### EXERCISE DIRECTIONS
Where does the string "styles" appear in the records? Copy every line that contains it.

----- EXERCISE MATERIALS -----

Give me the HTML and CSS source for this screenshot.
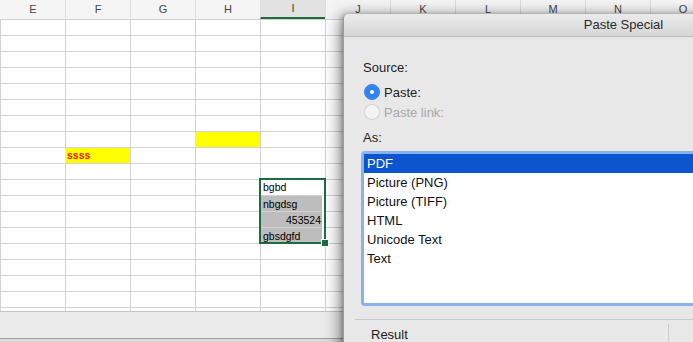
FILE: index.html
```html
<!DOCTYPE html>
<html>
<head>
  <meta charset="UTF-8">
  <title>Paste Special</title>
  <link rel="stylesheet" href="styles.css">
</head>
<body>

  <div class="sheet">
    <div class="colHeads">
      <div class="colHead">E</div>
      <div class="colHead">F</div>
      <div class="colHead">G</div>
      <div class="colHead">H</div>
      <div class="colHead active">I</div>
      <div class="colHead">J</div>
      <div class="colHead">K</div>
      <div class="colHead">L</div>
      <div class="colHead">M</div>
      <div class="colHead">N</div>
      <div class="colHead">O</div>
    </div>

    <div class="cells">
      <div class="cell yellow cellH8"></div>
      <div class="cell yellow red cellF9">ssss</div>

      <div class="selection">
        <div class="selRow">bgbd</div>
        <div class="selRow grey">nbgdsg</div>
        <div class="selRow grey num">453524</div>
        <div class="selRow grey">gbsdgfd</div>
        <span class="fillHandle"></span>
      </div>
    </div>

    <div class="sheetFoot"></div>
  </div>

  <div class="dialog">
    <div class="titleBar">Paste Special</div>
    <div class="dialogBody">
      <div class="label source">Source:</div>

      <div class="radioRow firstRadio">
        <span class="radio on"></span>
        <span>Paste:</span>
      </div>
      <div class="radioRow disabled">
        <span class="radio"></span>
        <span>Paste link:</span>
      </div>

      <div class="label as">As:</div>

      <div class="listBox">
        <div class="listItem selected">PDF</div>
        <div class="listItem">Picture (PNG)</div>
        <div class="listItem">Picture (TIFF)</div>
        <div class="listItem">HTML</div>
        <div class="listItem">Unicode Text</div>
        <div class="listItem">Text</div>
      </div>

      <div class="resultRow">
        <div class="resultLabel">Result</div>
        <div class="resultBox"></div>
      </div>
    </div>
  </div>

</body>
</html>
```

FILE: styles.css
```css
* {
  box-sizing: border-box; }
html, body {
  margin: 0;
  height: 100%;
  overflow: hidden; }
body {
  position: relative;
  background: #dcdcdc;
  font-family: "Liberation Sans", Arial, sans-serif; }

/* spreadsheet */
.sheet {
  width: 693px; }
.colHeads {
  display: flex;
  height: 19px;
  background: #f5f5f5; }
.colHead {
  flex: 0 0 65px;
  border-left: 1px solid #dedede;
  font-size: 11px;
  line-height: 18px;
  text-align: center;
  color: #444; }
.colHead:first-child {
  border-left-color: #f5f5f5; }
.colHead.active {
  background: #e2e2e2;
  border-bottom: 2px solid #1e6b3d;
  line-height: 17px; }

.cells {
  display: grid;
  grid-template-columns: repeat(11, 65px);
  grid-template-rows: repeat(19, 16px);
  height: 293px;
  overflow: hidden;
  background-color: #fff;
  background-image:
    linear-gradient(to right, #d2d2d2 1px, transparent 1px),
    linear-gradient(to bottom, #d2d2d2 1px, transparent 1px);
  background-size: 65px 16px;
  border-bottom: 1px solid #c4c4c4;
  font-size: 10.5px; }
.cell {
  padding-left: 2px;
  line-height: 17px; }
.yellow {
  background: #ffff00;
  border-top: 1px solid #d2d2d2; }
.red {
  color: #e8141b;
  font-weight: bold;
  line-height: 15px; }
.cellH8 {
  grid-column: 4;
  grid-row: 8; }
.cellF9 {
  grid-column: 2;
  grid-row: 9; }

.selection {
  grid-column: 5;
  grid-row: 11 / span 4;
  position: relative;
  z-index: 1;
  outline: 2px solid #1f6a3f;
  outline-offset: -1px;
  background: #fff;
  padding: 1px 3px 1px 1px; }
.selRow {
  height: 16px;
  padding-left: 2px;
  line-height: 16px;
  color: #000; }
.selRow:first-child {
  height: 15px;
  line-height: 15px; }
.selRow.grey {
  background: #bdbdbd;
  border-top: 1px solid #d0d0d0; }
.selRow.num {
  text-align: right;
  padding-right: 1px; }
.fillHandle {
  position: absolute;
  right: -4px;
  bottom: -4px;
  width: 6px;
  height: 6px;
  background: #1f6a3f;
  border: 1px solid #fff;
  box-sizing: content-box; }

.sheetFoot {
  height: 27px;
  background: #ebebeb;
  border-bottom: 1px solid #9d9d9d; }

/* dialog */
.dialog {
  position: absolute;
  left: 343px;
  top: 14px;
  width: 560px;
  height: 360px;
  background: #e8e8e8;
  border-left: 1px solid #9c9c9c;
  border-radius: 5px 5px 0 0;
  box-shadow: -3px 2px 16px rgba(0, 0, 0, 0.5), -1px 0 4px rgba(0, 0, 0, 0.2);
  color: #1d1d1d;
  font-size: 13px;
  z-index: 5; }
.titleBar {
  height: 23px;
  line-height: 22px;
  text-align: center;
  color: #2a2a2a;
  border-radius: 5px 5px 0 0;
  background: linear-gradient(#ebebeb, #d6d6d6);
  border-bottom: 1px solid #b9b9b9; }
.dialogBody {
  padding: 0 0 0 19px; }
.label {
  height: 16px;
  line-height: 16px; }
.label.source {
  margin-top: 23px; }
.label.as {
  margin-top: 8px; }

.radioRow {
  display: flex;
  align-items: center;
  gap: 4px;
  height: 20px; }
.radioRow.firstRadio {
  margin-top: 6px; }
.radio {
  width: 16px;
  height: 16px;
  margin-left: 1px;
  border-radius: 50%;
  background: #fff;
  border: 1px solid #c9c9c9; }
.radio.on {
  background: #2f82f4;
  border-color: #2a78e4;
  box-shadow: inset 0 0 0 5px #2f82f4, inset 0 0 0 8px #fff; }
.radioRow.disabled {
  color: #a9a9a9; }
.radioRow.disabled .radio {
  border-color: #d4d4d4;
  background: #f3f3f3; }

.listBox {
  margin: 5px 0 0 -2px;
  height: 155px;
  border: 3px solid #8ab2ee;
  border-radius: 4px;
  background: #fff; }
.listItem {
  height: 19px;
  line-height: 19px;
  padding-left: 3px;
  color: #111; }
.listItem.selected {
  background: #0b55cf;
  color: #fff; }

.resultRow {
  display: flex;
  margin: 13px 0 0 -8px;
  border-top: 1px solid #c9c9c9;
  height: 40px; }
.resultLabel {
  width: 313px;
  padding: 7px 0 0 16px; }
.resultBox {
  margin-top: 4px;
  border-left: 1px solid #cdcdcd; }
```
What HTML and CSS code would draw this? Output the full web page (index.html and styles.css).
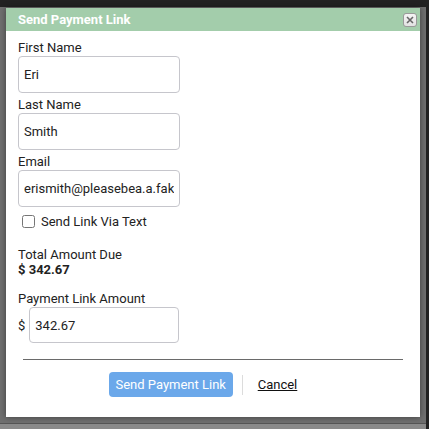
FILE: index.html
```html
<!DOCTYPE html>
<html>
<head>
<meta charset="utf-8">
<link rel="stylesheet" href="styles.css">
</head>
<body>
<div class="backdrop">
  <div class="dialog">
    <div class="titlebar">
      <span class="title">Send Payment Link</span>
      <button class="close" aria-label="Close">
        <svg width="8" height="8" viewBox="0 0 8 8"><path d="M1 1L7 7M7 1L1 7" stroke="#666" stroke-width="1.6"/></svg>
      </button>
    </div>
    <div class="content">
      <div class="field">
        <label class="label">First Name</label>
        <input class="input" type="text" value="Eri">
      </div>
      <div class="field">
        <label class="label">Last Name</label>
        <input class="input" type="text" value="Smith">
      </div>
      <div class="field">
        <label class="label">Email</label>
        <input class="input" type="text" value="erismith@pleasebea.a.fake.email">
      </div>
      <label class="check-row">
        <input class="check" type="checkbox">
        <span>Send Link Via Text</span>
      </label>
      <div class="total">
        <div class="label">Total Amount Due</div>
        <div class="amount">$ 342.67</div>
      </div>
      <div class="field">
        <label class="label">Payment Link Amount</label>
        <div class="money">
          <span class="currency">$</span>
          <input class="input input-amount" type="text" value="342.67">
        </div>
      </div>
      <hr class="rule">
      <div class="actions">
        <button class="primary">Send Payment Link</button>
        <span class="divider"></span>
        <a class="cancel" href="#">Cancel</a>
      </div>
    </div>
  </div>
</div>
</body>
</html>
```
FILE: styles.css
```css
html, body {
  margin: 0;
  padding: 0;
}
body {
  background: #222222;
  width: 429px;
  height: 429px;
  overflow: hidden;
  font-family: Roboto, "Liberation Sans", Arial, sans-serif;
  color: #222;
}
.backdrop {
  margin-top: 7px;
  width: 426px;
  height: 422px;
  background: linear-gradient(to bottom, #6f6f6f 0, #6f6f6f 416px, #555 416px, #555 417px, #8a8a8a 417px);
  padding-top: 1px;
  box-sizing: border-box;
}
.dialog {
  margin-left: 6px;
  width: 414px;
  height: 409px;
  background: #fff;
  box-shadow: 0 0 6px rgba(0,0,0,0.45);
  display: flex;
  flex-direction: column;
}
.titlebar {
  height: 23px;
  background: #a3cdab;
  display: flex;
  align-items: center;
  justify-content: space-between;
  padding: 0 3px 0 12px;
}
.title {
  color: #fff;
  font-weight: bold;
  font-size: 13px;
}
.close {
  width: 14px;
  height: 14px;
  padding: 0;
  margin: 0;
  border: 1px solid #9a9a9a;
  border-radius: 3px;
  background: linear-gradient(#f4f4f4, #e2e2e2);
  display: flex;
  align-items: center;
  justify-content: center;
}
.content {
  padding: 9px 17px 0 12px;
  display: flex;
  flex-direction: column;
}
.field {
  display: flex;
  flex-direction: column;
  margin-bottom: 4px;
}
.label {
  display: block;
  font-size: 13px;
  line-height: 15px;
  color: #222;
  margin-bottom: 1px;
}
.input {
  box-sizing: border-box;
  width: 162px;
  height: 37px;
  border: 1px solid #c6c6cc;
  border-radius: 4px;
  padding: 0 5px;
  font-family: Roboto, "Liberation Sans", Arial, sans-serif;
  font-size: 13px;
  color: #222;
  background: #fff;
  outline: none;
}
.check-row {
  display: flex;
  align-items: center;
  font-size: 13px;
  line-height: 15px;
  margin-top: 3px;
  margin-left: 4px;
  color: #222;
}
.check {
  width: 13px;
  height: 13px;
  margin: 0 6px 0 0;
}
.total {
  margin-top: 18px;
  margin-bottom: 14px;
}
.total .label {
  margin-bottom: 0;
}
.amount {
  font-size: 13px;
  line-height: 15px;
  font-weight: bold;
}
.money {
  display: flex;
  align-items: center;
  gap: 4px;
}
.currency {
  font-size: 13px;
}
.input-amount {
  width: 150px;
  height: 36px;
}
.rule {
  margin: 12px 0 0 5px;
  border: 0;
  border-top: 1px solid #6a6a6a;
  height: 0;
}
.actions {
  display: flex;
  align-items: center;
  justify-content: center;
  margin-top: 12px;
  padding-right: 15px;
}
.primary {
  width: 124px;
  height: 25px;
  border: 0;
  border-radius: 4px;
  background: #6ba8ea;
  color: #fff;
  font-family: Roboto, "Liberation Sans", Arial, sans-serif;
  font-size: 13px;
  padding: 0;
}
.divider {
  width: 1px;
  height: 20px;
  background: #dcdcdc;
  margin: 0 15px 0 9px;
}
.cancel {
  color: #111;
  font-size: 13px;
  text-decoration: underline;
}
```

-----

### FINAL RESULT
  <link rel="stylesheet" href="styles.css">
FILE: styles.css
What HTML and CSS code would draw this? Output the full web page (index.html and styles.css).
<link rel="stylesheet" href="styles.css">
FILE: styles.css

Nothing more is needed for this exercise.